-- START OF Given records --

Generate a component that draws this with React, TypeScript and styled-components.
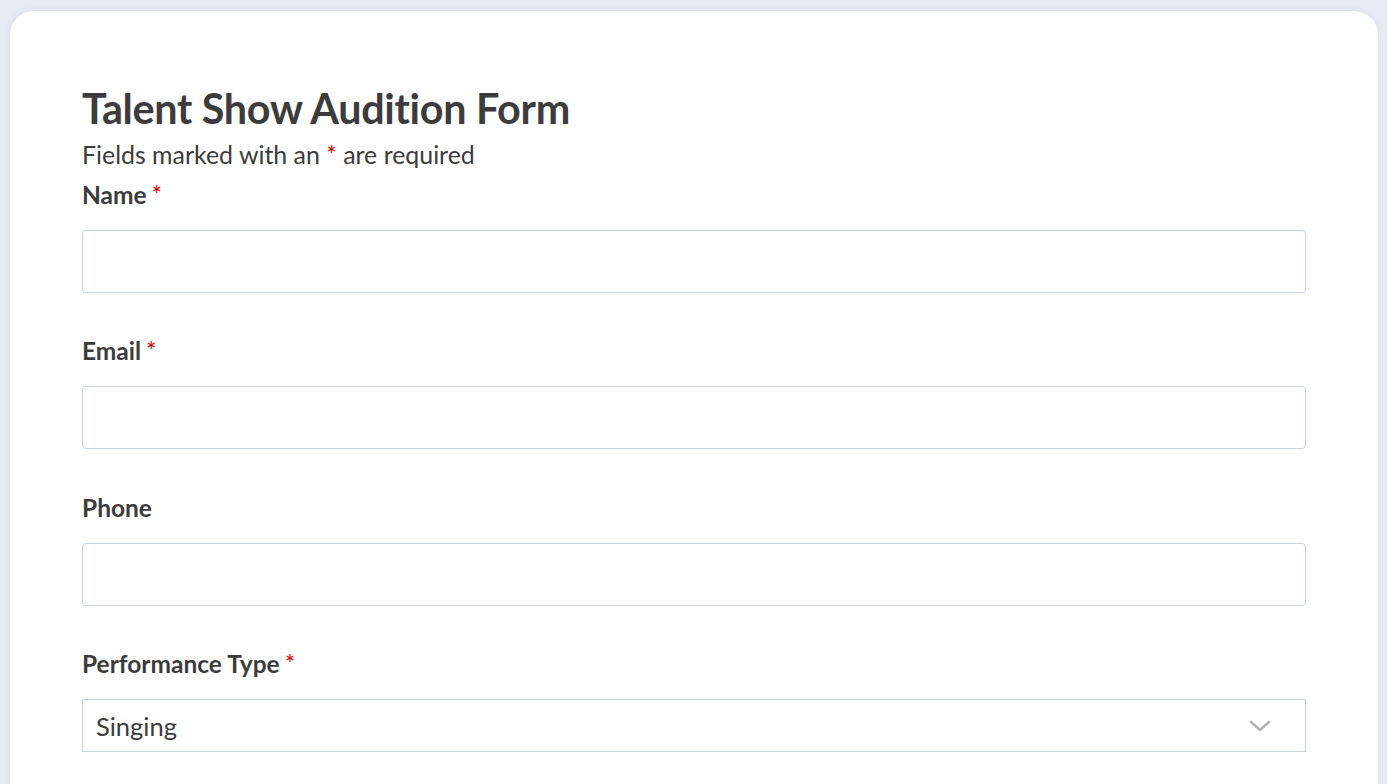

-- END OF Given records --
-- START OF Given records --

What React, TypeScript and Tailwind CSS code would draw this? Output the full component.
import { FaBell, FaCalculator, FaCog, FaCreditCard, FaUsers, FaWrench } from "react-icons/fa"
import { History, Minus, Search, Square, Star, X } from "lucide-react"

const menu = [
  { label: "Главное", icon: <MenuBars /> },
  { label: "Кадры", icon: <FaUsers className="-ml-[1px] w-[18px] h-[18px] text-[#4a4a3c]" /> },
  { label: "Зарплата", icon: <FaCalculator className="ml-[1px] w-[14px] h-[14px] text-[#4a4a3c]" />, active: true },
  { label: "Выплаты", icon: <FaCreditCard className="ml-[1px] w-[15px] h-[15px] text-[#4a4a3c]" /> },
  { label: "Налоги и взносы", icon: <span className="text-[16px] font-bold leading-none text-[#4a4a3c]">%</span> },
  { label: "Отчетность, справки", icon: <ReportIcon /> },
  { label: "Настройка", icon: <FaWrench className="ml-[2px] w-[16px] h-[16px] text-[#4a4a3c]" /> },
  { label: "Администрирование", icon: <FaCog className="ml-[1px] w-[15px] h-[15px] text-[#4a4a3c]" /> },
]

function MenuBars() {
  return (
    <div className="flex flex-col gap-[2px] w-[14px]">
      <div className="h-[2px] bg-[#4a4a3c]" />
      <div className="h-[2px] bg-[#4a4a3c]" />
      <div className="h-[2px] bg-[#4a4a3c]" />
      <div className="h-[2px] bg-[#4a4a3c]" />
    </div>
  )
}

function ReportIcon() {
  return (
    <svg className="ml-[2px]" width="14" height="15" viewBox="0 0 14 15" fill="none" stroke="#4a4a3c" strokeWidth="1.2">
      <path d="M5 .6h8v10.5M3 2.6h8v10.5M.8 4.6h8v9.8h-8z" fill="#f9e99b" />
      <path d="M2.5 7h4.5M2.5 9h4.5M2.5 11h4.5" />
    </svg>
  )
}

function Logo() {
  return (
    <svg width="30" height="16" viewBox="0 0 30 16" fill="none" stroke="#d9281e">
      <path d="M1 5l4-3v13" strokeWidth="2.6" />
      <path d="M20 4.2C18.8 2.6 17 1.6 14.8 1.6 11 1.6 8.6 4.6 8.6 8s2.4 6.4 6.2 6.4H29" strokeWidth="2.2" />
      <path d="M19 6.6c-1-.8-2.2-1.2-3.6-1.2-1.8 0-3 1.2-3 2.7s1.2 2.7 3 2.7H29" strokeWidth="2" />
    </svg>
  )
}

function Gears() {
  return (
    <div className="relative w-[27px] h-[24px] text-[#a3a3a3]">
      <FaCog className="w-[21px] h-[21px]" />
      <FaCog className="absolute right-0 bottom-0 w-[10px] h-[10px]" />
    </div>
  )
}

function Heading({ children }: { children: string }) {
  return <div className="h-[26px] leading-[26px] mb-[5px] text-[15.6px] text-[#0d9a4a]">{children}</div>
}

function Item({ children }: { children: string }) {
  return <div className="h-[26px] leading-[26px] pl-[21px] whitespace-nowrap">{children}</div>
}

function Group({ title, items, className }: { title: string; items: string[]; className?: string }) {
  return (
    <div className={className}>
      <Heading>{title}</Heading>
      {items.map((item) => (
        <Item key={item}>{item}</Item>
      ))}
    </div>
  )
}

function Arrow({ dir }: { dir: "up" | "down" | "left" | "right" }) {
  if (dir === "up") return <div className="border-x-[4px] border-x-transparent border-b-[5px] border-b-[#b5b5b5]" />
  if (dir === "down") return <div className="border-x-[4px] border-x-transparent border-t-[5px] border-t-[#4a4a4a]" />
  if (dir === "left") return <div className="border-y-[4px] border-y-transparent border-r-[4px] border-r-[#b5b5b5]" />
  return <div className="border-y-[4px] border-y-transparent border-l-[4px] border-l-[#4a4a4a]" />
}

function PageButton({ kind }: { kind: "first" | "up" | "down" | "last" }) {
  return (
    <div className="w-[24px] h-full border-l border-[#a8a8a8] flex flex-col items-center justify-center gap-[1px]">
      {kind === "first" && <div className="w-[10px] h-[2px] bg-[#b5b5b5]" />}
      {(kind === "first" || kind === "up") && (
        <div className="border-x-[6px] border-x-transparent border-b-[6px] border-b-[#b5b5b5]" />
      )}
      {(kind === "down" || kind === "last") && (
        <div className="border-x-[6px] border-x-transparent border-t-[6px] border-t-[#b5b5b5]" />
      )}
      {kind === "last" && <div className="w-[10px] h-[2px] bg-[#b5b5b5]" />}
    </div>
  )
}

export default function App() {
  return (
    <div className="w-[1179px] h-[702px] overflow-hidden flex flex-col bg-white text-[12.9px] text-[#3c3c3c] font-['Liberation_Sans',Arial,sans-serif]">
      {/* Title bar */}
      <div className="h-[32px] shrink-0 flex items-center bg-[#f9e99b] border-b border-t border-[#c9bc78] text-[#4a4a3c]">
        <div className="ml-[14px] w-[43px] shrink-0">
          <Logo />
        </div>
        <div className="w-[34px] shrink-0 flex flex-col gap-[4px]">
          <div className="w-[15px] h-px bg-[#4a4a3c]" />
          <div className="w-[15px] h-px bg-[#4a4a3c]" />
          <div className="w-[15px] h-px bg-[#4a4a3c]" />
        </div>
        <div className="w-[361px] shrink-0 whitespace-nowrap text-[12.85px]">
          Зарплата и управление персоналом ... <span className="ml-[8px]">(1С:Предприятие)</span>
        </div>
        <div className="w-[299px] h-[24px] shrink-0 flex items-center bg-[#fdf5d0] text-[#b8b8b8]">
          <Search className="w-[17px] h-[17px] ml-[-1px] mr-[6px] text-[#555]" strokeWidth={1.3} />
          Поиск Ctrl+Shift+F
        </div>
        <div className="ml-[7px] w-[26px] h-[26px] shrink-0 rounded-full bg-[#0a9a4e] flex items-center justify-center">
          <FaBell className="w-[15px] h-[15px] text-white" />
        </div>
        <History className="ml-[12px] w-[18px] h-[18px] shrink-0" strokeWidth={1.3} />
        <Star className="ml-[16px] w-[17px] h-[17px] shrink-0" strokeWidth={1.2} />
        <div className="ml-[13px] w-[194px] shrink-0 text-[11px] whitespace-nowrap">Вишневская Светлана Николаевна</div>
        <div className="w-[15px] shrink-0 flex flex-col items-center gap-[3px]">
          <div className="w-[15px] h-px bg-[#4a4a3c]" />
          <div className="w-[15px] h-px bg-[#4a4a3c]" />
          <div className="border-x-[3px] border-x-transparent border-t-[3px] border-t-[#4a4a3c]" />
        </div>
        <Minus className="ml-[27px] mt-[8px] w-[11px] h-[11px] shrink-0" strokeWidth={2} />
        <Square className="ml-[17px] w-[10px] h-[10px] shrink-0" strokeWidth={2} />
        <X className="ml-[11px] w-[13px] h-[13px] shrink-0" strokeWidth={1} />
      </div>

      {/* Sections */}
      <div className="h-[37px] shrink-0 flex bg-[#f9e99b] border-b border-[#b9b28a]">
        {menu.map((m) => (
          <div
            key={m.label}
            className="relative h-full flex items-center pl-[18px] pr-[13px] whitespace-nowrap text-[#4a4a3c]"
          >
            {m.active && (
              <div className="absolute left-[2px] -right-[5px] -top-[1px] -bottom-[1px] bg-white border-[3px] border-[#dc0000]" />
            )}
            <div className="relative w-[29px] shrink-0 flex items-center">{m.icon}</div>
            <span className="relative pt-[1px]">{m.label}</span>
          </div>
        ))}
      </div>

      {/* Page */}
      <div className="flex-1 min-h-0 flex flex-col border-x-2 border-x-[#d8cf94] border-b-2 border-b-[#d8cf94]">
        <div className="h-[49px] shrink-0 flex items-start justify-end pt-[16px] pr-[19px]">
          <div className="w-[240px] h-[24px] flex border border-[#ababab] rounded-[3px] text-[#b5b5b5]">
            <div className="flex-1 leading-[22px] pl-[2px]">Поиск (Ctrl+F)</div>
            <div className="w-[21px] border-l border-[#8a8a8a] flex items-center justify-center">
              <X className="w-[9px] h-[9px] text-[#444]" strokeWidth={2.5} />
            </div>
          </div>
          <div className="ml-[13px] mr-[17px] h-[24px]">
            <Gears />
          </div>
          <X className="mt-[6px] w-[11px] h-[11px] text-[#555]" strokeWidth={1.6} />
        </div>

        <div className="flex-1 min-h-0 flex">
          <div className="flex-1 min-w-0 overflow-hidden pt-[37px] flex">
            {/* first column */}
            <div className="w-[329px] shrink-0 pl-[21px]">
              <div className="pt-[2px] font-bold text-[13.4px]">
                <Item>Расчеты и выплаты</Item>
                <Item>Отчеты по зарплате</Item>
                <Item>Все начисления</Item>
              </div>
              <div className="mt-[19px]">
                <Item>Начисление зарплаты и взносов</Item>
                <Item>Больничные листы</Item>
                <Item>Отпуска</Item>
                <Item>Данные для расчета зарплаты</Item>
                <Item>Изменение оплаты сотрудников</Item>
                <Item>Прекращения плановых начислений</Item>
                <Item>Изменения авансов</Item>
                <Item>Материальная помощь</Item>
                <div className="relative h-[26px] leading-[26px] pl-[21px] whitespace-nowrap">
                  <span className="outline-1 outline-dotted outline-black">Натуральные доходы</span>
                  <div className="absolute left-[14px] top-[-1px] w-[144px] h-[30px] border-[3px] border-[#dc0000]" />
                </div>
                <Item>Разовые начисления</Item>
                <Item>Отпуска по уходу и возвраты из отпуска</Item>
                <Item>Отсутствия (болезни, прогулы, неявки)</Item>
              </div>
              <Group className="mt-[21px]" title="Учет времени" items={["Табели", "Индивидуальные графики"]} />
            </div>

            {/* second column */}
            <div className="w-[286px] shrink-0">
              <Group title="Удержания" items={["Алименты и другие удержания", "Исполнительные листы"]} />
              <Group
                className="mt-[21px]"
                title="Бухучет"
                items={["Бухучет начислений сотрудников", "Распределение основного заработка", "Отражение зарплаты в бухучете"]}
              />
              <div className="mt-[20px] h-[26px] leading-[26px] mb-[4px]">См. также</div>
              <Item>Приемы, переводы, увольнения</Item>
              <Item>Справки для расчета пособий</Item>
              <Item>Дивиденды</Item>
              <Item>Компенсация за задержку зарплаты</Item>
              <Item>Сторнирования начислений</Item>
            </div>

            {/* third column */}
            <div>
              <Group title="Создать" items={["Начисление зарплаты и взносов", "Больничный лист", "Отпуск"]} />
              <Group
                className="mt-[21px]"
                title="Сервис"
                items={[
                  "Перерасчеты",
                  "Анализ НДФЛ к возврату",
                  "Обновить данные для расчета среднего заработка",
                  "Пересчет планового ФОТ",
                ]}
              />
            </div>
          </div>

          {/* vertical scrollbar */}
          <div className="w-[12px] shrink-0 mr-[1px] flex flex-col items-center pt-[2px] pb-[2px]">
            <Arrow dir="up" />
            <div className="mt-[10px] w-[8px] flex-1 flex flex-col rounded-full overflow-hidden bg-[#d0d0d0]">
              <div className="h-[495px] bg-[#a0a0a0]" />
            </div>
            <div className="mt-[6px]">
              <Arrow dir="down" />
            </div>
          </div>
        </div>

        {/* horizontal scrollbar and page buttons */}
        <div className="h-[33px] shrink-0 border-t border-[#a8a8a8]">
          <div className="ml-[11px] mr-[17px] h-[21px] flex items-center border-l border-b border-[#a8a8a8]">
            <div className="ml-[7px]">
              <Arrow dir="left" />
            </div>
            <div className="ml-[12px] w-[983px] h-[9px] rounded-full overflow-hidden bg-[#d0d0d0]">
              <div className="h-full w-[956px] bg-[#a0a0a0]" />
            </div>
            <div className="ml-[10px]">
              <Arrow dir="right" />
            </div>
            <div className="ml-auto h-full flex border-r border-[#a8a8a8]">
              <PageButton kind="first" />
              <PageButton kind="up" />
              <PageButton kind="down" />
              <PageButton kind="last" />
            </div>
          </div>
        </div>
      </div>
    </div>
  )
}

-- END OF Given records --
-- START OF Given records --

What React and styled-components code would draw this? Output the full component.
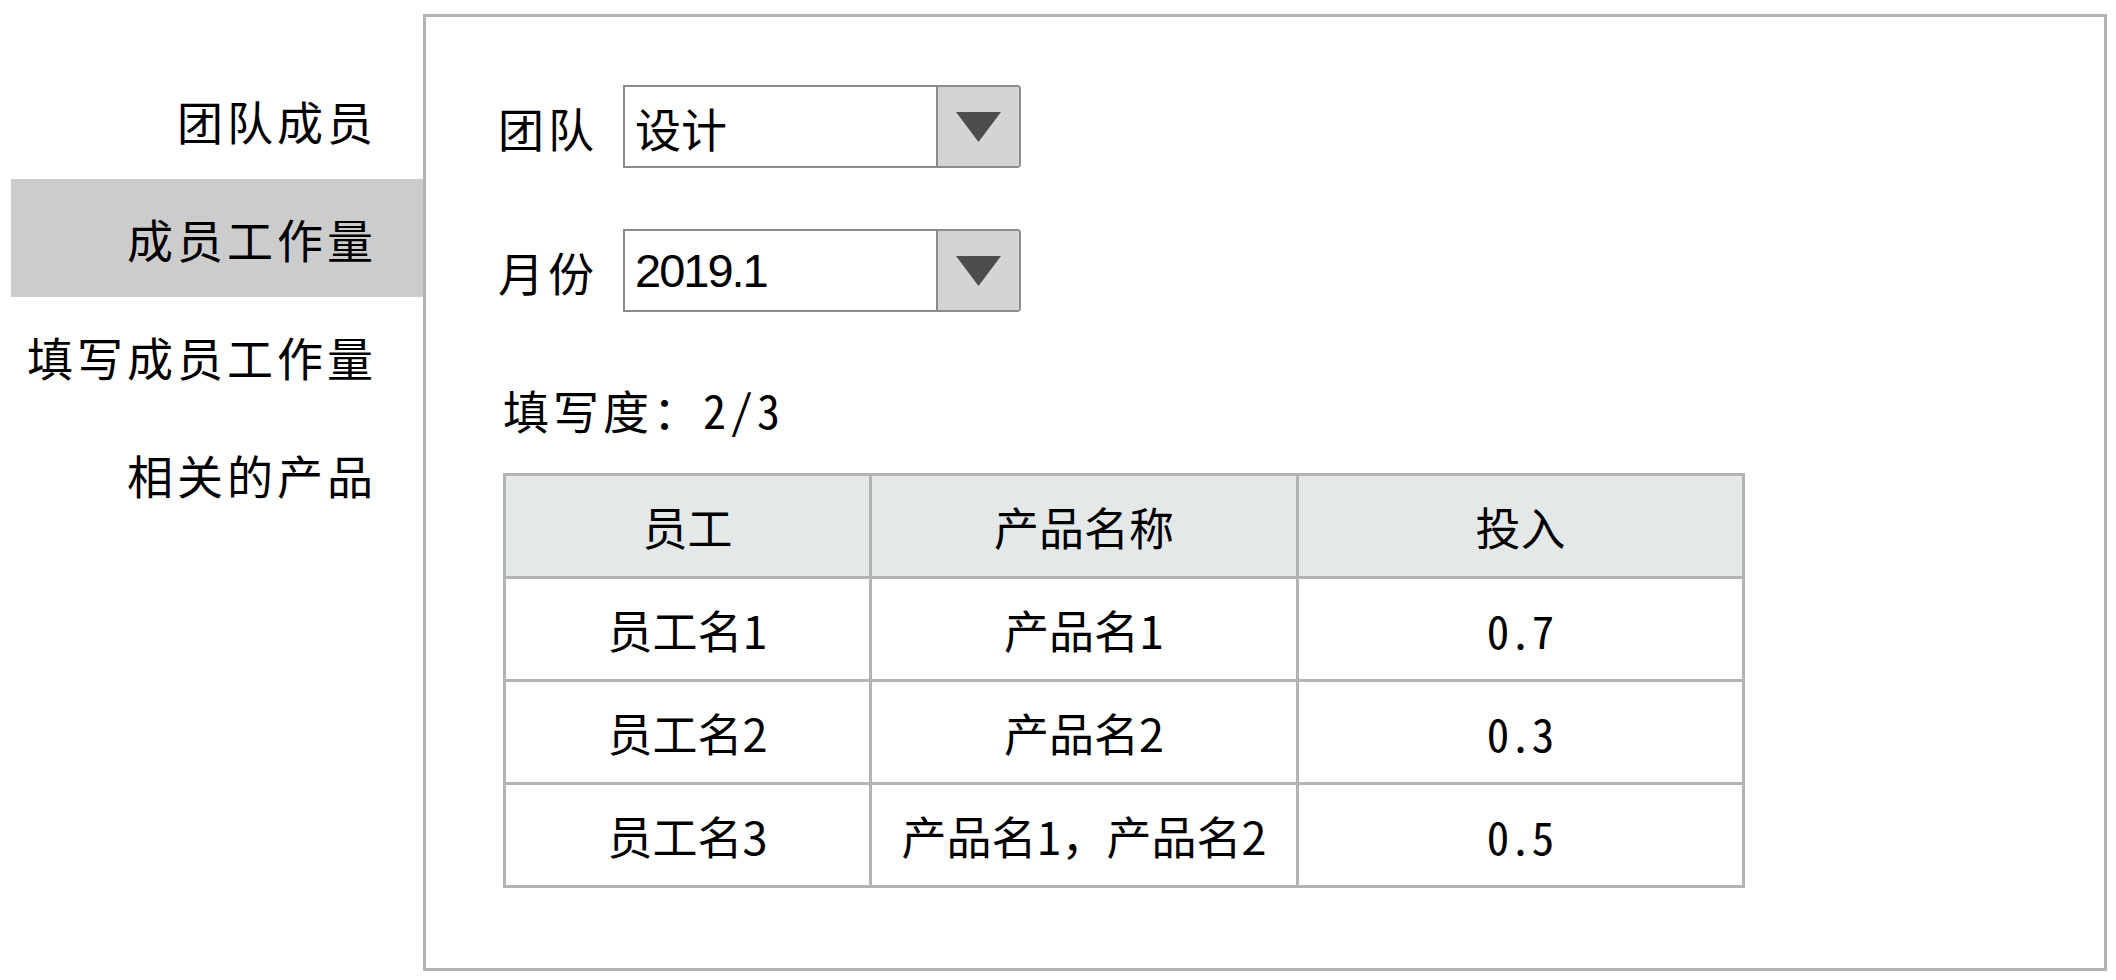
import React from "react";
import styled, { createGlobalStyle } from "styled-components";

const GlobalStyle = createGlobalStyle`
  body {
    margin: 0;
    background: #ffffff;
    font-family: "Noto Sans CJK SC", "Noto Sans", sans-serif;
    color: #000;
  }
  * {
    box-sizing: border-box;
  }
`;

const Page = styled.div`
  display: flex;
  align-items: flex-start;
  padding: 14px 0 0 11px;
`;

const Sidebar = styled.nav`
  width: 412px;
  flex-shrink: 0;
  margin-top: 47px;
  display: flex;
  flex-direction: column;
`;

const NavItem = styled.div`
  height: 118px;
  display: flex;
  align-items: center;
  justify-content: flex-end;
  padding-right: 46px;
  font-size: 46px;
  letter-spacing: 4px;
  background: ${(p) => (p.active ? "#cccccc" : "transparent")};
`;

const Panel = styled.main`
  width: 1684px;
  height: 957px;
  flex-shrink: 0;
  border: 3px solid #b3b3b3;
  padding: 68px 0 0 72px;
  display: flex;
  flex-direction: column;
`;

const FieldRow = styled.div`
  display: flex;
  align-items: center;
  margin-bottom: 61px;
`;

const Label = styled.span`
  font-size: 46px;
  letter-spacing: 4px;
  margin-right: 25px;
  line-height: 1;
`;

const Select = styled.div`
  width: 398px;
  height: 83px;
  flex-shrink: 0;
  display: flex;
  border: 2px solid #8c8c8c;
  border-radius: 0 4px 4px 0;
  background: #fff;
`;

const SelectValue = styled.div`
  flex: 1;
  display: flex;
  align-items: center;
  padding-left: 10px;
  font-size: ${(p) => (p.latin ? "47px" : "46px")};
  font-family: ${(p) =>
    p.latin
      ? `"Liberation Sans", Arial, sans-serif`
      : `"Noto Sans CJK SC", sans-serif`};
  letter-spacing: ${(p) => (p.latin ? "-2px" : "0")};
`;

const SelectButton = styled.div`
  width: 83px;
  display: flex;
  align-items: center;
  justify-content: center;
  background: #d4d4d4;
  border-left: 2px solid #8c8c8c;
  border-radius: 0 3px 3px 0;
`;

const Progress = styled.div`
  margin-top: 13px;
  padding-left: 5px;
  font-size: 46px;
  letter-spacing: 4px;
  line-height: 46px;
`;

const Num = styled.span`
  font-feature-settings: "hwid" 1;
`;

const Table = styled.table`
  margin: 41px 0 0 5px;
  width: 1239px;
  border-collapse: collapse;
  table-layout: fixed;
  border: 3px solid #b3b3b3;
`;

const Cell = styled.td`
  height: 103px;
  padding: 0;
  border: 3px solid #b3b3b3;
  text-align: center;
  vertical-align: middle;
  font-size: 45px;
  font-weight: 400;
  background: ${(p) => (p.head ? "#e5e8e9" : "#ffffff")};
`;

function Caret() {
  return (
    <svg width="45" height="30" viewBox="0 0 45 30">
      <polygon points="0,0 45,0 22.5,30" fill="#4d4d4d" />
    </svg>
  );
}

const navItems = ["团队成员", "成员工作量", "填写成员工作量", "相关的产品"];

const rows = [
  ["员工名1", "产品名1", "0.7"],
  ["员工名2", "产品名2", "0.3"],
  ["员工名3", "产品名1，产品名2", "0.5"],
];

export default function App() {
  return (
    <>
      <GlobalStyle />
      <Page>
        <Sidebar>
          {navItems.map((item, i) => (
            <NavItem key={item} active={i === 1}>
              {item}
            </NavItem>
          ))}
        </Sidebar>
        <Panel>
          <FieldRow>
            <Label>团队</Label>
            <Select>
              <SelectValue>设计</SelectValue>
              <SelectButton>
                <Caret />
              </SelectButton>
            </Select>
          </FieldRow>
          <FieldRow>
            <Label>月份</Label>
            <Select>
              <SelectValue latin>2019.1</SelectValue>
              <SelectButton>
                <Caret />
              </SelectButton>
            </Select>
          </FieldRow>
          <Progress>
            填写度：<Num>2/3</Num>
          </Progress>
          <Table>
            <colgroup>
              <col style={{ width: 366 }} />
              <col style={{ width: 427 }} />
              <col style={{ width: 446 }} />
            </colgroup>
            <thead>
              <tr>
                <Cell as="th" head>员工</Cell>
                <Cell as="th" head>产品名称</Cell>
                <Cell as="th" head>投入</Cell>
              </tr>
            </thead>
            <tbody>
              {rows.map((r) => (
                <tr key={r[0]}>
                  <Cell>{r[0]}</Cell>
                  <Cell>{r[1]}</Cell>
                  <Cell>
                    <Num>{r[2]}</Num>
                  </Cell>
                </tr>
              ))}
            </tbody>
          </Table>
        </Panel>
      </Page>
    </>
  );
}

-- END OF Given records --

#### [Instructions for the task]
Isolate each line of the listing above that includes "components". Copy it.

#### [Answer to this task]
Generate a component that draws this with React, TypeScript and styled-components.
What React and styled-components code would draw this? Output the full component.
import styled, { createGlobalStyle } from "styled-components";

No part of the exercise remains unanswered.